-- START Raw data --
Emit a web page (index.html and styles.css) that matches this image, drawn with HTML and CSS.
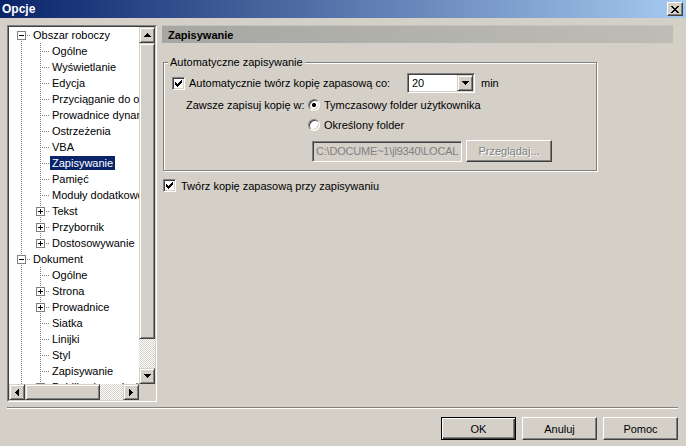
-- END Raw data --
-- START Raw data --
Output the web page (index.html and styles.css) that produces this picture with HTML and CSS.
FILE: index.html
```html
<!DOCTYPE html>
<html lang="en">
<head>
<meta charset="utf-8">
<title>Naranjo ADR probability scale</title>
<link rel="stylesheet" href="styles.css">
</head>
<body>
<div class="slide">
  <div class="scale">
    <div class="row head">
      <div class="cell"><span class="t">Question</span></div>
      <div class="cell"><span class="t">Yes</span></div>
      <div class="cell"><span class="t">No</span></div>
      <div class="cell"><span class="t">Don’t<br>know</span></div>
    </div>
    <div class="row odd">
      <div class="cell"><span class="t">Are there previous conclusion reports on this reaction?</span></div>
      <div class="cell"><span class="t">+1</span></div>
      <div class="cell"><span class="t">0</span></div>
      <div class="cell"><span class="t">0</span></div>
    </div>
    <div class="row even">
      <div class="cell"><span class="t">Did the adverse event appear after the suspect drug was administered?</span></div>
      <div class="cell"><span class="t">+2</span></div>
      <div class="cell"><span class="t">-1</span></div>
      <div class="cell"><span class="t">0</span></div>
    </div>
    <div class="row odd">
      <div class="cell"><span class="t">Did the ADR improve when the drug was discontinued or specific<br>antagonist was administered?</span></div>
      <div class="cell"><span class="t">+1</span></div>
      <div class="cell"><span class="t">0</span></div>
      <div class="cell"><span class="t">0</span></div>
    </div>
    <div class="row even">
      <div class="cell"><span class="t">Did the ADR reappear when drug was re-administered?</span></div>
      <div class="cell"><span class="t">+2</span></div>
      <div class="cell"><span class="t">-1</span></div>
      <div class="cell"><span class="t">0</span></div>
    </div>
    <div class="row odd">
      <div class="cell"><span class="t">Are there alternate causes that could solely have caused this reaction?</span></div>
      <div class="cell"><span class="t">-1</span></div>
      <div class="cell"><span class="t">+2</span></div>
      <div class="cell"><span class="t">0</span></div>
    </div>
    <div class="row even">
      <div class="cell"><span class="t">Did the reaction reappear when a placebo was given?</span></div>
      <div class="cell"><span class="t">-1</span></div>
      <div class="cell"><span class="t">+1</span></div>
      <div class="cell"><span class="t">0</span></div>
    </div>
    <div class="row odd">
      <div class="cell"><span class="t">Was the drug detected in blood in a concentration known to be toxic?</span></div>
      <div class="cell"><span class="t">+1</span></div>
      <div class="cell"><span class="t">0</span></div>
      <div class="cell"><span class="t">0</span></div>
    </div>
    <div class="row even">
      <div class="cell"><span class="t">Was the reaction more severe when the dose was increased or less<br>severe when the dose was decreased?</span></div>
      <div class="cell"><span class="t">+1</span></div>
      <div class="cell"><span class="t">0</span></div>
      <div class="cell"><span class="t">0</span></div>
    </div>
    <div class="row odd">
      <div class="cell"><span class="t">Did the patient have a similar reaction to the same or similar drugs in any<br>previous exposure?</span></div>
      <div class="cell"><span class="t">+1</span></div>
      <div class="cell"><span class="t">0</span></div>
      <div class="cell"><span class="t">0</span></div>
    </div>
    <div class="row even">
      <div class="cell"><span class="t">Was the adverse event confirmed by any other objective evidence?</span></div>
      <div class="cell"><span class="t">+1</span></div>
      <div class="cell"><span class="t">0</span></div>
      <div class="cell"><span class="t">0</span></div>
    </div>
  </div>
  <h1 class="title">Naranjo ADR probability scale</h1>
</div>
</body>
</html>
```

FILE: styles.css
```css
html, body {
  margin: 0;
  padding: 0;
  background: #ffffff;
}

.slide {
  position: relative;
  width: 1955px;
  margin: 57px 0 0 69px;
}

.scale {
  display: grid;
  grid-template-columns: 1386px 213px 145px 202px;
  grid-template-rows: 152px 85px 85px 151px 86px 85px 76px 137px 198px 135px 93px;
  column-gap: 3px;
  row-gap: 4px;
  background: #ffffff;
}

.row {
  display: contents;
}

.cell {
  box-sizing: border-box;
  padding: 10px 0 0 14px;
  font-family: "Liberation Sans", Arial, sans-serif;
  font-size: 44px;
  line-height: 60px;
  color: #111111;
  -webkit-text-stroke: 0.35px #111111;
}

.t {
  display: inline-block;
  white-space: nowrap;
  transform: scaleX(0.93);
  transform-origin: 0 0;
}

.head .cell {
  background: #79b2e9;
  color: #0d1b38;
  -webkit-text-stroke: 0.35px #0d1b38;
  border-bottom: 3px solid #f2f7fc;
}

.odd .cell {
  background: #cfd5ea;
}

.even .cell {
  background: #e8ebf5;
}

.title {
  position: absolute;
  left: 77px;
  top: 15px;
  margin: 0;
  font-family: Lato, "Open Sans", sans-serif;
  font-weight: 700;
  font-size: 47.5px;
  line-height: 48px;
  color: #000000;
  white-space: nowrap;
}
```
-- END Raw data --
Task details:
Find every line in the records that contains the word "index"; copy those lines.

Response below:
Emit a web page (index.html and styles.css) that matches this image, drawn with HTML and CSS.
Output the web page (index.html and styles.css) that produces this picture with HTML and CSS.
FILE: index.html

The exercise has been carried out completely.